Ogni pagina è un continuo rivivere e riferire ciò che l’autore ha scoperto e pensato in rapporto al proprio corpo; sia che usi le frasi di un narratore o quelle di un filosofo o psicologo, sia che commenti le immagini, tutto è riferito al proprio corpo. Le parti più belle del libro sono quelle in cui l’autore racconta i suoi pazienti, e quelle in cui ripercorre i libri di colleghi e maestri, come Christopher Bollas. Lo scopo della terapia, come di questo libro, è di «appaesarci», di farci sentire più vicini a noi stessi attraverso il paesaggio. L’esperienza che connota il nostro tempo è quella dello spaesamento: smarrimento, perdita di contatto con il paesaggio interiore ed esteriore.

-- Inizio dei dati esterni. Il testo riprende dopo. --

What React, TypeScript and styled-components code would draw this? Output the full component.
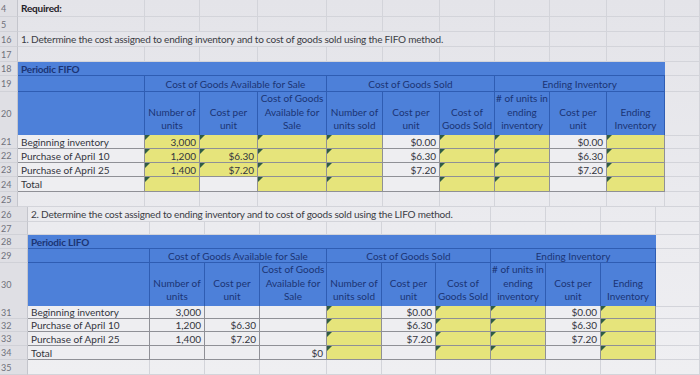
import React from "react";
import styled, { createGlobalStyle, css } from "styled-components";

const GlobalStyle = createGlobalStyle`
  html, body {
    margin: 0;
    padding: 0;
  }
  body {
    background: #e8e8ec;
    font-family: Lato, "Open Sans", sans-serif;
    color: #33353d;
    overflow: hidden;
  }
`;

type Tone = "sheet" | "blue" | "yellow" | "white";
type Align = "left" | "center" | "right";

const Sheet = styled.div`
  width: 700px;
  height: 375px;
  overflow: hidden;
  display: flex;
  flex-direction: column;
  background: linear-gradient(180deg, #e4e4e9 0%, #ebebef 60%, #efeff2 100%);
`;

const Section = styled.div<{ $cols: string }>`
  --cols: ${(p) => p.$cols};
  display: flex;
  flex-direction: column;
`;

const Row = styled.div<{ $h: number }>`
  display: grid;
  grid-template-columns: var(--cols);
  height: ${(p) => p.$h}px;
`;

const RowNum = styled.div`
  display: flex;
  align-items: center;
  padding-left: 1px;
  font-size: 9px;
  color: #6f717a;
  background: #dfdfe4;
  border-right: 1px solid #c4c5cc;
  border-bottom: 1px solid #d0d1d7;
  overflow: hidden;
  white-space: nowrap;
`;

const toneStyles: Record<Tone, ReturnType<typeof css>> = {
  sheet: css`
    background: transparent;
    border-right: 1px solid #d3d4da;
    border-bottom: 1px solid #d3d4da;
  `,
  blue: css`
    background: #4d80d9;
    color: #1b3474;
  `,
  yellow: css`
    background: #e6e47b;
    border-right: 1px solid #8f9096;
    border-bottom: 1px solid #8f9096;
  `,
  white: css`
    background: #eeeef1;
    border-right: 1px solid #8f9096;
    border-bottom: 1px solid #8f9096;
  `,
};

const Cell = styled.div<{
  $tone?: Tone;
  $span?: number;
  $align?: Align;
  $lines?: boolean;
  $bottomLine?: boolean;
}>`
  position: relative;
  box-sizing: border-box;
  display: flex;
  align-items: center;
  justify-content: ${(p) =>
    p.$align === "right" ? "flex-end" : p.$align === "center" ? "center" : "flex-start"};
  grid-column: span ${(p) => p.$span ?? 1};
  padding: 0 3px;
  font-size: 10px;
  white-space: nowrap;
  overflow: visible;
  ${(p) => toneStyles[p.$tone ?? "sheet"]}
  ${(p) =>
    p.$tone === "blue" &&
    css`
      border-right: ${p.$lines ? "1px solid #2f5db3" : "none"};
      border-bottom: ${p.$bottomLine ? "1px solid #2f5db3" : "none"};
    `}
  ${(p) =>
    p.$tone === "yellow" &&
    css`
      &::before {
        content: "";
        position: absolute;
        left: 0;
        top: 0;
        border-top: 5px solid #2f5c45;
        border-right: 5px solid transparent;
      }
    `}
`;

const HeadCell = styled(Cell)`
  flex-direction: column;
  justify-content: flex-end;
  align-items: center;
  padding-bottom: 2px;
  text-align: center;
  line-height: 13.5px;
`;

const Title = styled.span`
  font-weight: 700;
  letter-spacing: -0.2px;
`;

const Note = styled.span<{ $bold?: boolean }>`
  font-size: 10px;
  letter-spacing: -0.2px;
  font-weight: ${(p) => (p.$bold ? 700 : 400)};
  color: ${(p) => (p.$bold ? "#1f2128" : "#3a3c44")};
`;

type Spec = { tone: Tone; v?: string };
const y = (v = ""): Spec => ({ tone: "yellow", v });
const w = (v = ""): Spec => ({ tone: "white", v });

type DataRow = { n: number; h: number; label: string; cells: Spec[] };

const headers = [
  ["Number of", "units"],
  ["Cost per", "unit"],
  ["Cost of Goods", "Available for", "Sale"],
  ["Number of", "units sold"],
  ["Cost per", "unit"],
  ["Cost of", "Goods Sold"],
  ["# of units in", "ending", "inventory"],
  ["Cost per", "unit"],
  ["Ending", "Inventory"],
];

const fifoRows: DataRow[] = [
  { n: 21, h: 14, label: "Beginning inventory", cells: [y("3,000"), y(), y(), y(), w("$0.00"), y(), y(), w("$0.00"), y()] },
  { n: 22, h: 14, label: "Purchase of April 10", cells: [y("1,200"), y("$6.30"), y(), y(), w("$6.30"), y(), y(), w("$6.30"), y()] },
  { n: 23, h: 14, label: "Purchase of April 25", cells: [y("1,400"), y("$7.20"), y(), y(), w("$7.20"), y(), y(), w("$7.20"), y()] },
  { n: 24, h: 15, label: "Total", cells: [y(), w(), y(), y(), w(), y(), y(), w(), y()] },
];

const lifoRows: DataRow[] = [
  { n: 31, h: 13, label: "Beginning inventory", cells: [w("3,000"), w(), w(), y(), w("$0.00"), y(), y(), w("$0.00"), y()] },
  { n: 32, h: 13, label: "Purchase of April 10", cells: [w("1,200"), w("$6.30"), w(), y(), w("$6.30"), y(), y(), w("$6.30"), y()] },
  { n: 33, h: 14, label: "Purchase of April 25", cells: [w("1,400"), w("$7.20"), w(), y(), w("$7.20"), y(), y(), w("$7.20"), y()] },
  { n: 34, h: 14, label: "Total", cells: [w(), w(), w("$0"), y(), w(), y(), y(), w(), y()] },
];

// a text cell swallows the gridlines of the columns its text runs over
const EmptyRow: React.FC<{ n: number; h: number; text?: string; bold?: boolean; span?: number }> = ({
  n,
  h,
  text,
  bold,
  span = 1,
}) => (
  <Row $h={h}>
    <RowNum>{n}</RowNum>
    <Cell $span={span}>{text && <Note $bold={bold}>{text}</Note>}</Cell>
    {Array.from({ length: 11 - span }, (_, i) => (
      <Cell key={i} />
    ))}
  </Row>
);

const InventoryTable: React.FC<{
  start: number;
  title: string;
  heights: [number, number, number];
  rows: DataRow[];
}> = ({ start, title, heights, rows }) => (
  <>
    <Row $h={heights[0]}>
      <RowNum>{start}</RowNum>
      <Cell $tone="blue" $span={10} $bottomLine>
        <Title>{title}</Title>
      </Cell>
      <Cell />
    </Row>
    <Row $h={heights[1]}>
      <RowNum>{start + 1}</RowNum>
      <Cell $tone="blue" $lines $bottomLine />
      <Cell $tone="blue" $span={3} $align="center" $lines $bottomLine>
        Cost of Goods Available for Sale
      </Cell>
      <Cell $tone="blue" $span={3} $align="center" $lines $bottomLine>
        Cost of Goods Sold
      </Cell>
      <Cell $tone="blue" $span={3} $align="center" $lines $bottomLine>
        Ending Inventory
      </Cell>
      <Cell />
    </Row>
    <Row $h={heights[2]}>
      <RowNum>{start + 2}</RowNum>
      <HeadCell $tone="blue" $lines $bottomLine />
      {headers.map((lines, i) => (
        <HeadCell key={i} $tone="blue" $lines $bottomLine>
          {lines.map((l) => (
            <span key={l}>{l}</span>
          ))}
        </HeadCell>
      ))}
      <Cell />
    </Row>
    {rows.map((r) => (
      <Row key={r.n} $h={r.h}>
        <RowNum>{r.n}</RowNum>
        <Cell $tone="white">{r.label}</Cell>
        {r.cells.map((c, i) => (
          <Cell key={i} $tone={c.tone} $align="right">
            {c.v}
          </Cell>
        ))}
        <Cell />
      </Row>
    ))}
  </>
);

const App: React.FC = () => (
  <Sheet>
    <GlobalStyle />
    <Section $cols="18px 127px 55px 58px 69px 56px 57px 55px 55px 57px 58px 1fr">
      <EmptyRow n={4} h={17} text="Required:" bold />
      <EmptyRow n={5} h={15} />
      <EmptyRow
        n={16}
        h={15}
        span={7}
        text="1. Determine the cost assigned to ending inventory and to cost of goods sold using the FIFO method."
      />
      <EmptyRow n={17} h={15} />
      <InventoryTable start={18} title="Periodic FIFO" heights={[14, 16, 43]} rows={fifoRows} />
      <EmptyRow n={25} h={15} />
    </Section>
    <Section $cols="28px 122px 55px 55px 67px 55px 54px 55px 55px 55px 55px 1fr">
      <EmptyRow
        n={26}
        h={15}
        span={7}
        text="2. Determine the cost assigned to ending inventory and to cost of goods sold using the LIFO method."
      />
      <EmptyRow n={27} h={13} />
      <InventoryTable start={28} title="Periodic LIFO" heights={[14, 14, 43]} rows={lifoRows} />
      <EmptyRow n={35} h={15} />
    </Section>
  </Sheet>
);

export default App;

Il pensiero generativo del libro, dice Lingiardi, appartiene a Jean-Bertrand Pontalis, psicoanalista francese: per avere qualche speranza di essere davvero noi stessi, dobbiamo avere molti luoghi dentro di noi. Il che significa che la nostra psiche si presenta sotto forma di una geo-grafia, e che siamo legati, per vari e complessi motivi, ai luoghi stessi: per amore, per rancore, per nostalgia, per malinconia. I luoghi sono al plurale, quasi mai al singolare. Noi siamo plurali, e per questo abbiamo bisogno di molti luoghi. Lingiardi con la sua curiosità e passione c’insegna che è finita l’epoca monoteistica dell’unico luogo. Abbiamo tante patrie, reali, ideali o immaginarie, tanti paesaggi interiori da coltivare per sopravvivere, per mantenerci in equilibrio, per sognare e immaginare al di là di noi stessi.